STATED GOAL: Your task is to transcribe all of the data below exactly, omitting the images.

* begin *

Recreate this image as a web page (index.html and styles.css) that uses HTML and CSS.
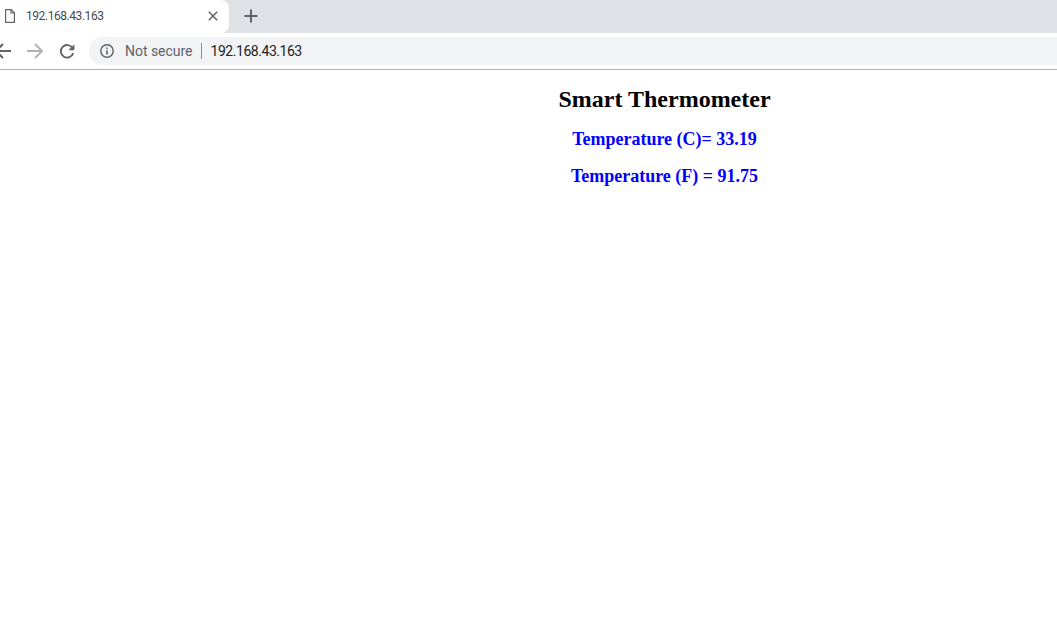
FILE: index.html
```html
<!DOCTYPE html>
<html lang="en">
<head>
<meta charset="utf-8">
<title>192.168.43.163</title>
<link rel="stylesheet" href="styles.css">
</head>
<body>
<header class="browser">
  <div class="tabstrip">
    <div class="tab">
      <svg class="file-icon" width="16" height="16" viewBox="0 0 16 16" fill="none" stroke="#5f6368" stroke-width="1.2"><path d="M3.6 1.6h5.6l3.2 3.2v9.6H3.6z"/><path d="M9 1.6v3.4h3.4"/></svg>
      <span class="tab-title">192.168.43.163</span>
      <svg class="tab-close" width="10" height="10" viewBox="0 0 10 10" stroke="#5f6368" stroke-width="1.5"><path d="M.8.8l8.4 8.4M9.2.8L.8 9.2"/></svg>
    </div>
    <svg class="new-tab" width="14" height="14" viewBox="0 0 14 14" stroke="#5f6368" stroke-width="2"><path d="M7 .5v13M.5 7h13"/></svg>
  </div>
  <div class="toolbar">
    <svg class="nav back" width="16" height="16" viewBox="0 0 16 16" fill="none" stroke="#5f6368" stroke-width="2"><path d="M16 8H1M8 1L1 8l7 7"/></svg>
    <svg class="nav forward" width="16" height="16" viewBox="0 0 16 16" fill="none" stroke="#b1b3b6" stroke-width="2"><path d="M0 8h15M8 1l7 7-7 7"/></svg>
    <svg class="nav reload" width="16" height="16" viewBox="0 0 16 16" fill="none"><path d="M13.6 5.2A6.3 6.3 0 1 0 14.2 10" stroke="#5f6368" stroke-width="1.9"/><path d="M15.4 1.2v6h-6z" fill="#5f6368"/></svg>
    <div class="omnibox">
      <svg class="info" width="14" height="14" viewBox="0 0 14 14" fill="none"><circle cx="7" cy="7" r="6.2" stroke="#5f6368" stroke-width="1.4"/><path d="M7 6.2v4.2M7 3.4v1.6" stroke="#5f6368" stroke-width="1.6"/></svg>
      <span class="secure">Not secure</span>
      <span class="divider"></span>
      <span class="url">192.168.43.163</span>
    </div>
  </div>
</header>
<main class="page">
  <h2 class="title">Smart Thermometer</h2>
  <h3 class="reading">Temperature (C)= 33.19</h3>
  <h3 class="reading">Temperature (F) = 91.75</h3>
</main>
</body>
</html>
```
FILE: styles.css
```css
html, body { margin: 0; height: 100%; background: #fff; overflow: hidden; }
body { font-family: "Roboto", "Liberation Sans", sans-serif; }

.browser { border-bottom: 1px solid #b3b3b3; }

.tabstrip { height: 33px; background: #dee1e6; display: flex; align-items: center; }
.tab {
  width: 229px; height: 33px; box-sizing: border-box; background: #fff;
  border-bottom-right-radius: 8px; border-top-right-radius: 8px;
  display: flex; align-items: center; padding: 0 11px 2px 2px;
}
.file-icon { flex: none; }
.tab-title { margin-left: 8px; font-size: 12px; letter-spacing: -0.44px; color: #45494f; flex: 1; }
.tab-close { flex: none; }
.new-tab { margin-left: 15px; margin-bottom: 2px; }

.toolbar { height: 36px; background: #fff; display: flex; align-items: center; }
.nav { flex: none; }
.back { margin-left: -5px; }
.forward { margin-left: 16px; }
.reload { margin-left: 16px; }

.omnibox {
  flex: 1; height: 28px; margin-left: 14px; margin-right: -20px;
  background: #f1f3f4; border-radius: 14px;
  display: flex; align-items: center; padding-left: 11px; font-size: 14px;
}
.info { flex: none; }
.secure { margin-left: 11px; letter-spacing: -0.03px; color: #5f6368; }
.divider { width: 1px; height: 16px; background: #8f9194; margin: 0 8px 0 9px; }
.url { color: #202124; letter-spacing: -0.45px; }

.page { padding: 16px 0 0 272px; text-align: center; font-family: "Liberation Serif", "Times New Roman", serif; }
.title { margin: 0; font-size: 24px; line-height: 27px; color: #000; }
.reading { margin: 16px 0 0; font-size: 18px; line-height: 21px; color: #00f; }
.reading + .reading { margin-top: 16px; }
```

* end *

SOLUTION TO THIS TASK:
Recreate this image as a web page (index.html and styles.css) that uses HTML and CSS.
FILE: index.html
```html
<!DOCTYPE html>
<html lang="en">
<head>
<meta charset="utf-8">
<title>192.168.43.163</title>
<link rel="stylesheet" href="styles.css">
</head>
<body>
<header class="browser">
  <div class="tabstrip">
    <div class="tab">
      <svg class="file-icon" width="16" height="16" viewBox="0 0 16 16" fill="none" stroke="#5f6368" stroke-width="1.2"><path d="M3.6 1.6h5.6l3.2 3.2v9.6H3.6z"/><path d="M9 1.6v3.4h3.4"/></svg>
      <span class="tab-title">192.168.43.163</span>
      <svg class="tab-close" width="10" height="10" viewBox="0 0 10 10" stroke="#5f6368" stroke-width="1.5"><path d="M.8.8l8.4 8.4M9.2.8L.8 9.2"/></svg>
    </div>
    <svg class="new-tab" width="14" height="14" viewBox="0 0 14 14" stroke="#5f6368" stroke-width="2"><path d="M7 .5v13M.5 7h13"/></svg>
  </div>
  <div class="toolbar">
    <svg class="nav back" width="16" height="16" viewBox="0 0 16 16" fill="none" stroke="#5f6368" stroke-width="2"><path d="M16 8H1M8 1L1 8l7 7"/></svg>
    <svg class="nav forward" width="16" height="16" viewBox="0 0 16 16" fill="none" stroke="#b1b3b6" stroke-width="2"><path d="M0 8h15M8 1l7 7-7 7"/></svg>
    <svg class="nav reload" width="16" height="16" viewBox="0 0 16 16" fill="none"><path d="M13.6 5.2A6.3 6.3 0 1 0 14.2 10" stroke="#5f6368" stroke-width="1.9"/><path d="M15.4 1.2v6h-6z" fill="#5f6368"/></svg>
    <div class="omnibox">
      <svg class="info" width="14" height="14" viewBox="0 0 14 14" fill="none"><circle cx="7" cy="7" r="6.2" stroke="#5f6368" stroke-width="1.4"/><path d="M7 6.2v4.2M7 3.4v1.6" stroke="#5f6368" stroke-width="1.6"/></svg>
      <span class="secure">Not secure</span>
      <span class="divider"></span>
      <span class="url">192.168.43.163</span>
    </div>
  </div>
</header>
<main class="page">
  <h2 class="title">Smart Thermometer</h2>
  <h3 class="reading">Temperature (C)= 33.19</h3>
  <h3 class="reading">Temperature (F) = 91.75</h3>
</main>
</body>
</html>
```
FILE: styles.css
```css
html, body { margin: 0; height: 100%; background: #fff; overflow: hidden; }
body { font-family: "Roboto", "Liberation Sans", sans-serif; }

.browser { border-bottom: 1px solid #b3b3b3; }

.tabstrip { height: 33px; background: #dee1e6; display: flex; align-items: center; }
.tab {
  width: 229px; height: 33px; box-sizing: border-box; background: #fff;
  border-bottom-right-radius: 8px; border-top-right-radius: 8px;
  display: flex; align-items: center; padding: 0 11px 2px 2px;
}
.file-icon { flex: none; }
.tab-title { margin-left: 8px; font-size: 12px; letter-spacing: -0.44px; color: #45494f; flex: 1; }
.tab-close { flex: none; }
.new-tab { margin-left: 15px; margin-bottom: 2px; }

.toolbar { height: 36px; background: #fff; display: flex; align-items: center; }
.nav { flex: none; }
.back { margin-left: -5px; }
.forward { margin-left: 16px; }
.reload { margin-left: 16px; }

.omnibox {
  flex: 1; height: 28px; margin-left: 14px; margin-right: -20px;
  background: #f1f3f4; border-radius: 14px;
  display: flex; align-items: center; padding-left: 11px; font-size: 14px;
}
.info { flex: none; }
.secure { margin-left: 11px; letter-spacing: -0.03px; color: #5f6368; }
.divider { width: 1px; height: 16px; background: #8f9194; margin: 0 8px 0 9px; }
.url { color: #202124; letter-spacing: -0.45px; }

.page { padding: 16px 0 0 272px; text-align: center; font-family: "Liberation Serif", "Times New Roman", serif; }
.title { margin: 0; font-size: 24px; line-height: 27px; color: #000; }
.reading { margin: 16px 0 0; font-size: 18px; line-height: 21px; color: #00f; }
.reading + .reading { margin-top: 16px; }
```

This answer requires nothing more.